The Vice Crusade, which is now just getting under way, promises refined entertainment during the ensuing year. The object of the crusade, as I understand it, is to break up the system of regulating the so-called social evil now in vogue in Baltimore—a system whereby the Supreme Bench, with the advice of the higher police officials, issues licenses to disorderly houses and is thus able to limit their number and regulate their operation. That system has worked very well for many years. It is not perfect, of course, but it has at least had the effect of stamping out robberies in disorderly houses, of closing the more vicious of them and of restricting them to a few neighborhoods. But inasmuch as it gives official recognition to the social evil—i. e., admits the existence of something which all of us know actually does exist—it is opposed and denounced by all virtuosi of virtue. Before the crusade goes any further it would be interesting to hear what the crusaders propose to substitute for this system.


Let all good friends of honest liquor keep their eagle eyes open. The Sacred College of Prominent Baltimoreans has solemnly denounced local option. According to the estimate of the Hon. E. Stanley Gary, dean of the college, the vote Wednesday stood 629 to 21. Thus it appears that the obeah is in full and powerful operation. If, now, the Prominent Baltimoreans launch into an old-time campaign of wind-jamming and resolution-passing, the local option bill is practically certain to be passed. It therefore behooves every wide-awake drinking man to get busy. To be routed by the professional moralists themselves would be bad enough, but to be beaten by the support of the Prominent Baltimoreans would be awful.


Meanwhile it is interesting to note that the Hon. William H. Anderson, chief bombardier of the Anti-Saloon League, trains his heavy ordnance upon the City Hall and prepares to shell the Right Hon. the super-Mahon. Theoretically, of course, that great statesman has nothing to do with the fight against the local option bill, but actually he is in the thick of it, for he is the author of the Hon.
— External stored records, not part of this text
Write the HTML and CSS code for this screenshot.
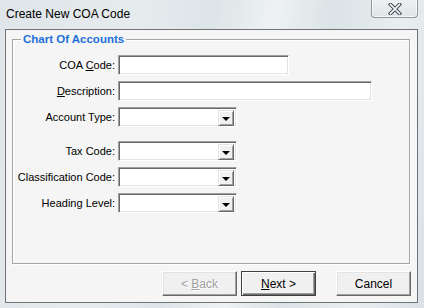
FILE: index.html
```html
<!DOCTYPE html>
<html>
<head>
<meta charset="utf-8">
<link rel="stylesheet" href="styles.css">
</head>
<body>
<div class="window">
  <div class="titlebar">
    <span class="title">Create New COA Code</span>
    <div class="close">
      <svg width="14" height="12" viewBox="0 0 14 12">
        <path d="M2.5 1.5 L11.5 10.5 M11.5 1.5 L2.5 10.5" stroke="#3c4650" stroke-width="3.6" stroke-linecap="square" fill="none"/>
        <path d="M2.5 1.5 L11.5 10.5 M11.5 1.5 L2.5 10.5" stroke="#ffffff" stroke-width="1.6" stroke-linecap="square" fill="none"/>
      </svg>
    </div>
  </div>
  <div class="client">
    <div class="group">
      <span class="legend">Chart Of Accounts</span>
      <div class="form">
        <label class="lbl">COA <u>C</u>ode:</label>
        <div class="field text short"></div>
        <label class="lbl"><u>D</u>escription:</label>
        <div class="field text long"></div>
        <label class="lbl">Account Type:</label>
        <div class="field combo"><span class="arrow"></span></div>
        <label class="lbl sep">Tax Code:</label>
        <div class="field combo sep"><span class="arrow"></span></div>
        <label class="lbl">Classification Code:</label>
        <div class="field combo"><span class="arrow"></span></div>
        <label class="lbl">Heading Level:</label>
        <div class="field combo"><span class="arrow"></span></div>
      </div>
    </div>
    <div class="buttons">
      <div class="btn disabled"><span>&lt; <u>B</u>ack</span></div>
      <div class="btn default"><span><u>N</u>ext &gt;</span></div>
      <div class="btn cancel"><span>Cancel</span></div>
    </div>
  </div>
</div>
</body>
</html>
```
FILE: styles.css
```css
html, body {
  margin: 0;
  padding: 0;
}
body {
  width: 424px;
  height: 308px;
  overflow: hidden;
  font-family: "Liberation Sans", Arial, sans-serif;
  font-size: 11px;
  color: #000;
}
.window {
  width: 424px;
  height: 308px;
  box-sizing: border-box;
  background: linear-gradient(100deg, #dfe5e8 0%, #e6ebee 30%, #dde4e7 45%, #eef2f3 58%, #dbe3e6 70%, #e9eef0 85%, #d9e1e5 100%);
  display: flex;
  flex-direction: column;
}
.titlebar {
  height: 29px;
  display: flex;
  align-items: flex-start;
  position: relative;
  flex: none;
}
.title {
  font-family: "Liberation Sans", Arial, sans-serif;
  font-size: 12px;
  margin-left: 6px;
  margin-top: 7px;
  color: #000;
}
.close {
  position: absolute;
  left: 371px;
  top: -1px;
  width: 45px;
  height: 18px;
  border: 1px solid #8d989f;
  border-top: none;
  border-radius: 0 0 4px 4px;
  background: linear-gradient(#eef1f3, #dfe4e7);
  box-shadow: inset 0 0 0 1px rgba(255,255,255,0.7);
  display: flex;
  align-items: center;
  justify-content: center;
}
.close svg {
  margin-top: 1px;
}
.client {
  margin-left: 5px;
  width: 413px;
  height: 274px;
  box-sizing: border-box;
  border: 1px solid #6f7478;
  background: #f5f5f5;
  display: flex;
  flex-direction: column;
  flex: none;
}
.group {
  position: relative;
  margin: 9px 0 0 6px;
  width: 398px;
  height: 225px;
  box-sizing: border-box;
  border: 1px solid #a5a5a5;
  box-shadow: inset 1px 1px #ffffff, 1px 1px #ffffff;
}
.legend {
  position: absolute;
  left: 8px;
  top: -8px;
  padding: 0 2px;
  background: #f5f5f5;
  color: #1f70d8;
  font-weight: bold;
  font-size: 11.5px;
  line-height: 15px;
}
.form {
  display: grid;
  grid-template-columns: 102px auto;
  column-gap: 3px;
  row-gap: 6px;
  padding-top: 15px;
  justify-items: start;
  align-items: center;
}
.lbl {
  justify-self: end;
  line-height: 20px;
  white-space: nowrap;
}
.sep {
  margin-top: 8px;
}
.field {
  height: 20px;
  box-sizing: border-box;
  background: #fff;
  border: 1px solid;
  border-color: #a0a0a0 #ffffff #ffffff #a0a0a0;
  box-shadow: inset 1px 1px #696969, inset -1px -1px #e3e3e3;
  position: relative;
}
.short { width: 171px; }
.long { width: 254px; }
.combo {
  width: 119px;
  display: flex;
  justify-content: flex-end;
  padding: 2px;
}
.arrow {
  width: 16px;
  height: 16px;
  box-sizing: border-box;
  background: #f0f0f0;
  border: 1px solid;
  border-color: #e3e3e3 #696969 #696969 #e3e3e3;
  box-shadow: inset 1px 1px #fff, inset -1px -1px #a0a0a0;
  display: flex;
  align-items: center;
  justify-content: center;
}
.arrow::after {
  content: "";
  width: 0;
  height: 0;
  border-left: 4px solid transparent;
  border-right: 4px solid transparent;
  border-top: 4px solid #000;
  margin-top: 1px;
}
.buttons {
  display: flex;
  justify-content: flex-end;
  margin-top: 7px;
  padding-right: 6px;
}
.btn {
  width: 75px;
  height: 25px;
  box-sizing: border-box;
  background: #f0f0f0;
  border: 1px solid;
  border-color: #fff #696969 #696969 #fff;
  box-shadow: inset -1px -1px #a0a0a0, inset 1px 1px #e3e3e3;
  display: flex;
  align-items: center;
  justify-content: center;
  font-size: 12px;
  white-space: pre;
}
.disabled {
  color: #a0a0a0;
  text-shadow: 1px 1px #ffffff;
  margin-right: 4px;
}
.default {
  border: 1px solid #404040;
  box-shadow: inset 1px 1px #fff, inset -1px -1px #696969, inset -2px -2px #a0a0a0;
  margin-right: 20px;
}
```
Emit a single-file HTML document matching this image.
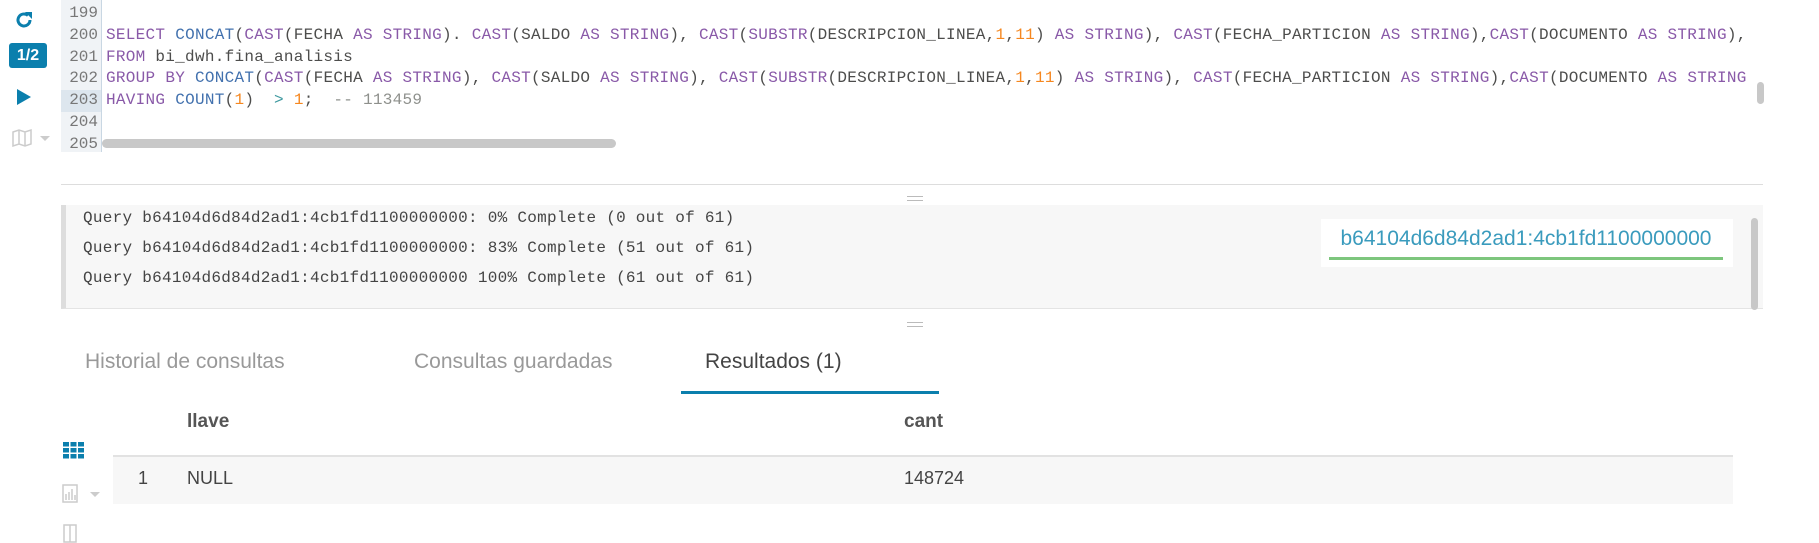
<!DOCTYPE html>
<html><head><meta charset="utf-8"><style>
*{margin:0;padding:0;box-sizing:border-box}
body{width:1819px;height:543px;background:#fff;position:relative;overflow:hidden;font-family:"Liberation Sans",sans-serif}
.abs{position:absolute}
.code{position:absolute;left:106px;font-family:"Liberation Mono",monospace;font-size:16px;letter-spacing:0.28px;color:#4d4d4c;white-space:pre;line-height:21.8px}
.ln{position:absolute;left:61px;width:40px;font-family:"Liberation Mono",monospace;font-size:16px;color:#777;text-align:right;padding-right:3px;line-height:21.8px;white-space:pre}
.k{color:#8959a8}.f{color:#4271ae}.n{color:#f5871f}.o{color:#3e999f}.c{color:#8e908c}
.log{font-family:"Liberation Mono",monospace;font-size:16px;color:#444;position:absolute;left:83px;white-space:pre;letter-spacing:0.27px}
.tab{position:absolute;top:350px;font-size:21px;color:#999}
</style></head><body>
<!-- left toolbar -->
<svg class="abs" style="left:14px;top:10px" width="20" height="20" viewBox="0 0 20 20"><path d="M16 10a6 6 0 1 1-2-4.5" fill="none" stroke="#0b7fad" stroke-width="3"/><path d="M11 2h7v7z" fill="#0b7fad"/></svg>
<div class="abs" style="left:9px;top:43px;width:38px;height:25px;background:#0b7fad;border-radius:3px;color:#fff;font-weight:bold;font-size:16px;text-align:center;line-height:25px">1/2</div>
<svg class="abs" style="left:16px;top:88px" width="16" height="18"><path d="M1 1L15 9L1 17Z" fill="#0b7fad"/></svg>
<svg class="abs" style="left:11px;top:128px" width="45" height="20"><path d="M2 4l6-2 6 2 6-2v14l-6 2-6-2-6 2z M8 2v14 M14 4v14" fill="none" stroke="#ccc" stroke-width="1.5"/><path d="M29 8h10l-5 5z" fill="#ccc"/></svg>
<!-- gutter -->
<div class="abs" style="left:61px;top:0;width:40px;height:152px;background:#f0f3f6"></div>
<div class="abs" style="left:61px;top:90px;width:40px;height:22px;background:#dde6ee"></div>
<div class="abs" style="left:101px;top:0;width:1px;height:152px;background:#c9d7e3"></div>
<div class="ln" style="top:3px">199
200
201
202
203
204
205</div>
<div class="code" style="top:3px">
<span class="k">SELECT</span> <span class="f">CONCAT</span>(<span class="k">CAST</span>(FECHA <span class="k">AS</span> <span class="k">STRING</span>). <span class="k">CAST</span>(SALDO <span class="k">AS</span> <span class="k">STRING</span>), <span class="k">CAST</span>(<span class="k">SUBSTR</span>(DESCRIPCION_LINEA,<span class="n">1</span>,<span class="n">11</span>) <span class="k">AS</span> <span class="k">STRING</span>), <span class="k">CAST</span>(FECHA_PARTICION <span class="k">AS</span> <span class="k">STRING</span>),<span class="k">CAST</span>(DOCUMENTO <span class="k">AS</span> <span class="k">STRING</span>),
<span class="k">FROM</span> bi_dwh.fina_analisis
<span class="k">GROUP</span> <span class="k">BY</span> <span class="f">CONCAT</span>(<span class="k">CAST</span>(FECHA <span class="k">AS</span> <span class="k">STRING</span>), <span class="k">CAST</span>(SALDO <span class="k">AS</span> <span class="k">STRING</span>), <span class="k">CAST</span>(<span class="k">SUBSTR</span>(DESCRIPCION_LINEA,<span class="n">1</span>,<span class="n">11</span>) <span class="k">AS</span> <span class="k">STRING</span>), <span class="k">CAST</span>(FECHA_PARTICION <span class="k">AS</span> <span class="k">STRING</span>),<span class="k">CAST</span>(DOCUMENTO <span class="k">AS</span> <span class="k">STRING</span>
<span class="k">HAVING</span> <span class="f">COUNT</span>(<span class="n">1</span>)  <span class="o">&gt;</span> <span class="n">1</span>;  <span class="c">-- 113459</span>
</div>
<div class="abs" style="left:1756px;top:0;width:63px;height:152px;background:#fff"></div>
<div class="abs" style="left:1757px;top:82px;width:7px;height:22px;background:#c8c8c8;border-radius:4px"></div>
<div class="abs" style="left:102px;top:139px;width:514px;height:9px;background:#c8c8c8;border-radius:5px"></div>
<div class="abs" style="left:102px;top:149px;width:1654px;height:5px;background:#fff"></div>
<!-- separator -->
<div class="abs" style="left:61px;top:184px;width:1702px;height:1px;background:#ddd"></div>
<div class="abs" style="left:907px;top:196px;width:16px;height:5px;border-top:1px solid #bbb;border-bottom:1px solid #bbb"></div>
<!-- log -->
<div class="abs" style="left:61px;top:205px;width:1702px;height:104px;background:#f7f7f7;border-left:5px solid #ddd;border-bottom:1px solid #e4e4e4"></div>
<div class="log" style="top:209px">Query b64104d6d84d2ad1:4cb1fd1100000000: 0% Complete (0 out of 61)</div>
<div class="log" style="top:239px">Query b64104d6d84d2ad1:4cb1fd1100000000: 83% Complete (51 out of 61)</div>
<div class="log" style="top:269px">Query b64104d6d84d2ad1:4cb1fd1100000000 100% Complete (61 out of 61)</div>
<div class="abs" style="left:1321px;top:219px;width:412px;height:48px;background:#fff"></div>
<div class="abs" style="left:1329px;top:227px;width:394px;text-align:center;color:#3a9bbd;font-size:21px">b64104d6d84d2ad1:4cb1fd1100000000</div>
<div class="abs" style="left:1329px;top:257px;width:394px;height:3px;background:#7dc67d"></div>
<div class="abs" style="left:1751px;top:218px;width:7px;height:92px;background:#c8c8c8;border-radius:4px"></div>
<div class="abs" style="left:907px;top:322px;width:16px;height:5px;border-top:1px solid #bbb;border-bottom:1px solid #bbb"></div>
<!-- tabs -->
<div class="tab" style="left:85px">Historial de consultas</div>
<div class="tab" style="left:414px">Consultas guardadas</div>
<div class="tab" style="left:705px;color:#444">Resultados (1)</div>
<div class="abs" style="left:681px;top:391px;width:258px;height:3px;background:#0b7fad"></div>
<!-- table -->
<div class="abs" style="left:187px;top:411px;font-size:19px;font-weight:bold;color:#555">llave</div>
<div class="abs" style="left:904px;top:411px;font-size:19px;font-weight:bold;color:#555">cant</div>
<div class="abs" style="left:113px;top:455px;width:1620px;height:49px;background:#f7f7f7;border-top:2px solid #e2e2e2"></div>
<div class="abs" style="left:138px;top:468px;font-size:18px;color:#444">1</div>
<div class="abs" style="left:187px;top:468px;font-size:18px;color:#444">NULL</div>
<div class="abs" style="left:904px;top:468px;font-size:18px;color:#444">148724</div>
<!-- result icons -->
<svg class="abs" style="left:63px;top:442px" width="21" height="17"><g fill="#0b7fad"><rect x="0" y="0" width="6" height="4.5"/><rect x="7.5" y="0" width="6" height="4.5"/><rect x="15" y="0" width="6" height="4.5"/><rect x="0" y="6" width="6" height="4.5"/><rect x="7.5" y="6" width="6" height="4.5"/><rect x="15" y="6" width="6" height="4.5"/><rect x="0" y="12" width="6" height="4.5"/><rect x="7.5" y="12" width="6" height="4.5"/><rect x="15" y="12" width="6" height="4.5"/></g></svg>
<svg class="abs" style="left:62px;top:484px" width="44" height="20"><rect x="1" y="1" width="14" height="17" fill="none" stroke="#ccc" stroke-width="1.5"/><path d="M4 16v-6M7 16v-8M10 16v-11M13 16v-5" stroke="#ccc" stroke-width="1.5"/><path d="M28 8h10l-5 5z" fill="#ccc"/></svg>
<svg class="abs" style="left:63px;top:524px" width="14" height="19"><rect x="1" y="1" width="12" height="17" fill="none" stroke="#ccc" stroke-width="1.5"/><path d="M7 1v17" stroke="#ccc" stroke-width="1.5"/></svg>
</body></html>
James McC. Trippe, whose late effort to assassinate local option behind a screen came to such grief. At the moment of writing, the super-Mahon is still radiating silence, but the betting is 10 to 1 in the kaifs that he will be lured into riotous utterance. All of which, as Pepys would say, will be pretty to see. The honorable gentleman is never more diverting that when he is indignant.
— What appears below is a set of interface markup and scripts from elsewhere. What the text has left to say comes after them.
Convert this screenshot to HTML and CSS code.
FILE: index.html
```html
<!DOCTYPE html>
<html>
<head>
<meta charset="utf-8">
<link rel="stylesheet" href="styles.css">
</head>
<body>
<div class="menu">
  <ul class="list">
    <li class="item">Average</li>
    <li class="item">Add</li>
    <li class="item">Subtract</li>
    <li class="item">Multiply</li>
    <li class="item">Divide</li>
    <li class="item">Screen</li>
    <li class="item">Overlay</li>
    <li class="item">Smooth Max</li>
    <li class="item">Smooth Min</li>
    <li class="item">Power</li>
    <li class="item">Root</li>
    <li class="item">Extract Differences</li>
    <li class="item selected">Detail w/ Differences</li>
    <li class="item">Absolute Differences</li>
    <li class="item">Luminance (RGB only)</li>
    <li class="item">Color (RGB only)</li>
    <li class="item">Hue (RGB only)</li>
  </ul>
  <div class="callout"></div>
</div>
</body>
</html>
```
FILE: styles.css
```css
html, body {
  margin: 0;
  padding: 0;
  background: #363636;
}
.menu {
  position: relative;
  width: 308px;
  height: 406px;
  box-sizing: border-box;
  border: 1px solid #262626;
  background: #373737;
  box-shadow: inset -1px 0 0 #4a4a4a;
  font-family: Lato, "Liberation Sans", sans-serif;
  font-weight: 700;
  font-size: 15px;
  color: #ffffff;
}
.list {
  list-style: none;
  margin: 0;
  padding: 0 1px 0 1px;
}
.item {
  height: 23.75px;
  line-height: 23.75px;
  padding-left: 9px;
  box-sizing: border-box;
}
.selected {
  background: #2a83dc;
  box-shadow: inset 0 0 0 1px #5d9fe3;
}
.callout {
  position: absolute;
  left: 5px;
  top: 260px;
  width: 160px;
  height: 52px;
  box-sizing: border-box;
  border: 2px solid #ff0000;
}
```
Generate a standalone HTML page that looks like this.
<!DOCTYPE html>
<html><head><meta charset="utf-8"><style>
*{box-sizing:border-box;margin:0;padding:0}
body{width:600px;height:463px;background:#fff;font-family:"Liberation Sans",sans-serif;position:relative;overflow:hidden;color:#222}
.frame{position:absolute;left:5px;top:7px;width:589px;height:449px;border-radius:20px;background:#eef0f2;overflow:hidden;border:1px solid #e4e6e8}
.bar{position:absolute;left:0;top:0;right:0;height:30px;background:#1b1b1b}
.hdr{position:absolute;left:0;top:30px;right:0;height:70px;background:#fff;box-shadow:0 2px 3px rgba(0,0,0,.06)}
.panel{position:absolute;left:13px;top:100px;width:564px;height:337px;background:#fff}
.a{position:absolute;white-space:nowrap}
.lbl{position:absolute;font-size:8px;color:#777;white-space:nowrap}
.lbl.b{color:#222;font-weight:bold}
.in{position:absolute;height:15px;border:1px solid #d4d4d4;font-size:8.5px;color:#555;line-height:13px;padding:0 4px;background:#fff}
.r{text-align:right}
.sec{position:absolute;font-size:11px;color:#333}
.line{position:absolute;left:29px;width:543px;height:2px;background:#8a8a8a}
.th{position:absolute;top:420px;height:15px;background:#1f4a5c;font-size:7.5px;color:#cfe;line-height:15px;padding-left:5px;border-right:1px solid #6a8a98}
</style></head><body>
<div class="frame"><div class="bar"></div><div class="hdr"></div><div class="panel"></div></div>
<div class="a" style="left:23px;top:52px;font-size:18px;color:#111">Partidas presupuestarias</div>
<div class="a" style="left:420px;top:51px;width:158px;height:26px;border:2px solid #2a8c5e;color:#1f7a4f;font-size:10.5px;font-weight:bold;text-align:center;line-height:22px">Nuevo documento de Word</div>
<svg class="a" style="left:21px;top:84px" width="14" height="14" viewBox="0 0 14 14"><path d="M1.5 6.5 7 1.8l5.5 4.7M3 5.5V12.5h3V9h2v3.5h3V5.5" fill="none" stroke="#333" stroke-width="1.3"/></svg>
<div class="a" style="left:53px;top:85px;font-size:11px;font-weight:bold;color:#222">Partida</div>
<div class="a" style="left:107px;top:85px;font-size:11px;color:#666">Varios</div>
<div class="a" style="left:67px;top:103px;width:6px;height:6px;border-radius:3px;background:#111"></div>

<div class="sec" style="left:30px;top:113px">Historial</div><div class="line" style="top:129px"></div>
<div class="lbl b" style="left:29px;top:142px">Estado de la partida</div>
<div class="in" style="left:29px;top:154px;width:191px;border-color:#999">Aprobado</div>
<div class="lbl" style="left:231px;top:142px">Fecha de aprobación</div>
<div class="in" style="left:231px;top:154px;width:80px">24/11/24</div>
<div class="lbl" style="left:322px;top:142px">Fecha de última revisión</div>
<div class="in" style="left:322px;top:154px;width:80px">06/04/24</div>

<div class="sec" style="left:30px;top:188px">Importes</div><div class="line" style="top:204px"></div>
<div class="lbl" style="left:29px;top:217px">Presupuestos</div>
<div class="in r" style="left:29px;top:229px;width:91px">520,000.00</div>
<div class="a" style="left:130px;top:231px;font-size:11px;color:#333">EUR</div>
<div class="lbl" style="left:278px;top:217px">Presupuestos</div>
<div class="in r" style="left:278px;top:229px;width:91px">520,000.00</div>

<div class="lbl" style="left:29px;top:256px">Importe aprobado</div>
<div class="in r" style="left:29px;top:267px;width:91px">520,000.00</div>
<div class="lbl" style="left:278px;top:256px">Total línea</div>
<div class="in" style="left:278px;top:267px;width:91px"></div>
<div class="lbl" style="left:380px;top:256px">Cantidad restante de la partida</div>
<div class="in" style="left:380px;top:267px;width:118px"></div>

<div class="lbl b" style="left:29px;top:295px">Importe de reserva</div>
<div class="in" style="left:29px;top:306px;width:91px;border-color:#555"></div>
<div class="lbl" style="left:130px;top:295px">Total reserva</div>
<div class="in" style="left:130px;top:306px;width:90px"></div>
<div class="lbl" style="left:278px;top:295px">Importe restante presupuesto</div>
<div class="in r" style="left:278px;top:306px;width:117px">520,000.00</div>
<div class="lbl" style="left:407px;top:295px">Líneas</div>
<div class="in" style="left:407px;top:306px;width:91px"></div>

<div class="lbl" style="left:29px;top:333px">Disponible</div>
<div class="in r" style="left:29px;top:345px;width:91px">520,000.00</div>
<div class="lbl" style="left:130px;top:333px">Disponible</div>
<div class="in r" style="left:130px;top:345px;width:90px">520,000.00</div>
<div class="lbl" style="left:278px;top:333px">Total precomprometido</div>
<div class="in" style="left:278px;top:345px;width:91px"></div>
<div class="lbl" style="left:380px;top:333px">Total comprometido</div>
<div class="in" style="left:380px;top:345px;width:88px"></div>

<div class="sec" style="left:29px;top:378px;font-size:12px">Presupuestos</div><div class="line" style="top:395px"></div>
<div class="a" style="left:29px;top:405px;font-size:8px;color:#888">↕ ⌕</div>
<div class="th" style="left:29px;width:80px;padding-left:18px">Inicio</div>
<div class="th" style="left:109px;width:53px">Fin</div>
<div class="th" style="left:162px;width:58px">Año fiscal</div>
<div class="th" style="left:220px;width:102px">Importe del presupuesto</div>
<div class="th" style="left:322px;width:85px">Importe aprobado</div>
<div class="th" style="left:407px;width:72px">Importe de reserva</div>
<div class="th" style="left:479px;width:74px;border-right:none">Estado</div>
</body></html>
That, of course, is not a personal peculiarity, but a characteristic common to all men. Rile your enemy—and you have him. The Hon. Mr. Anderson knows it well. It was thus that he achieved the goat of the lamented Trippe. Trippe’s game was to be dignified, to play the part of an impartial judge, to carry on the high traditions of the office honored by Wilkinson, Benson and Mudd. But the slapstick of the Hon. Mr. Anderson quickly raised him to such a heat that he bounced out into the arena and began dancing a mad fandango. All his dignity and impartiality vanished. And while he performed, the Hon. Mr. Anderson took good care that a crowd was there to marvel and cry “Booh!”
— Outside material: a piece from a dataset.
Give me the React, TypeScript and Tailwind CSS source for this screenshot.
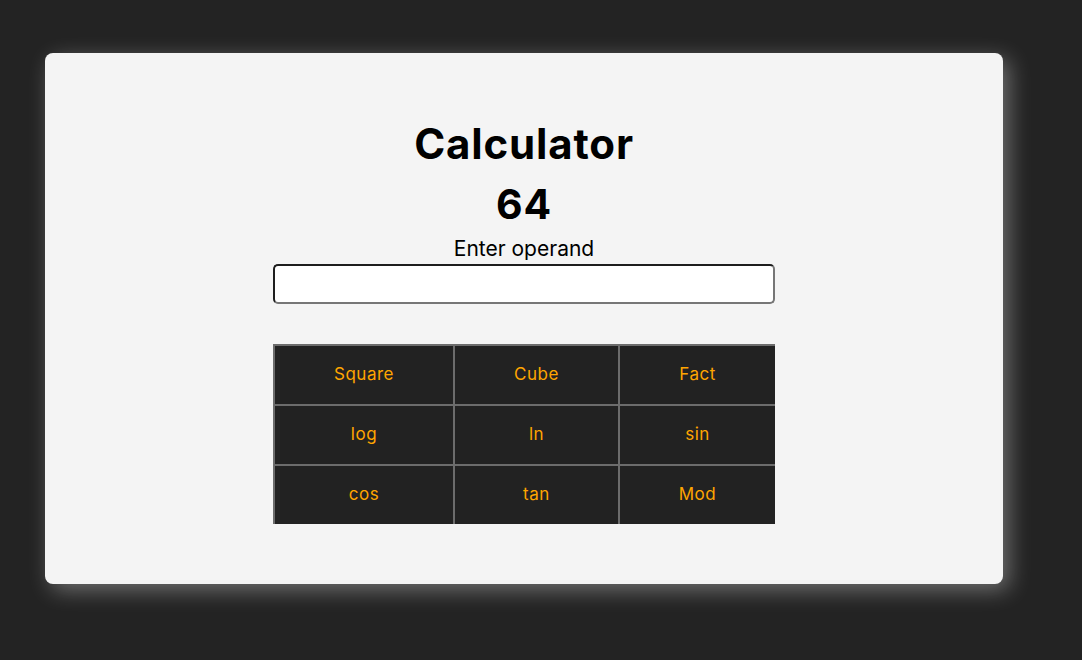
import React from 'react';

const ops = ['Square', 'Cube', 'Fact', 'log', 'ln', 'sin', 'cos', 'tan', 'Mod'];

const App = () => {
  return (
    <div className="min-h-[660px] w-full bg-[#232323] pt-[53px] pl-[45px] font-['Inter',sans-serif]">
      <div className="flex h-[531px] w-[958px] flex-col items-center rounded-lg bg-[#f4f4f4] shadow-[6px_6px_22px_rgba(255,255,255,0.35)]">
        <h1 className="mt-[67px] text-[42px] leading-[48px] font-bold tracking-[0.02em] text-black">Calculator</h1>
        <div className="mt-[11px] text-[41px] leading-[50px] font-bold tracking-[0.02em] text-black">64</div>
        <label className="mt-[8px] text-[21px] leading-[24px] text-black">Enter operand</label>
        <input
          type="text"
          className="mt-[3px] h-[40px] w-[502px] rounded-[5px] border-2 border-[#1e1e1e] border-b-[#767676] border-r-[#767676] bg-white px-2 outline-none"
        />
        {/* operations */}
        <div className="mt-[40px] grid w-[502px] grid-cols-[180px_165px_157px] bg-[#222]">
          {ops.map((op) => (
            <button
              key={op}
              className="flex h-[60px] items-center justify-center border-t-2 border-l-2 border-[#6c6c6c] text-[17px] tracking-[0.03em] text-[#ffa500]"
            >
              {op}
            </button>
          ))}
        </div>
      </div>
    </div>
  );
};

export default App;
My spies tell me that the local option bill will be defeated at this session, but by a very close margin. At the next session, no doubt, it will be carried. Then will ensue a period of boot-legging and blind-pigging—after which there will probably be a reaction to license. Meanwhile, it is interesting to note how beautifully the liquor men have mismanaged their campaign. Instead of appealing to the people at the start, and so making a square and stand-up fight, they appealed to the politicians. With what result? Simply with the result that they disgusted and alienated the people. Now they are paying for it.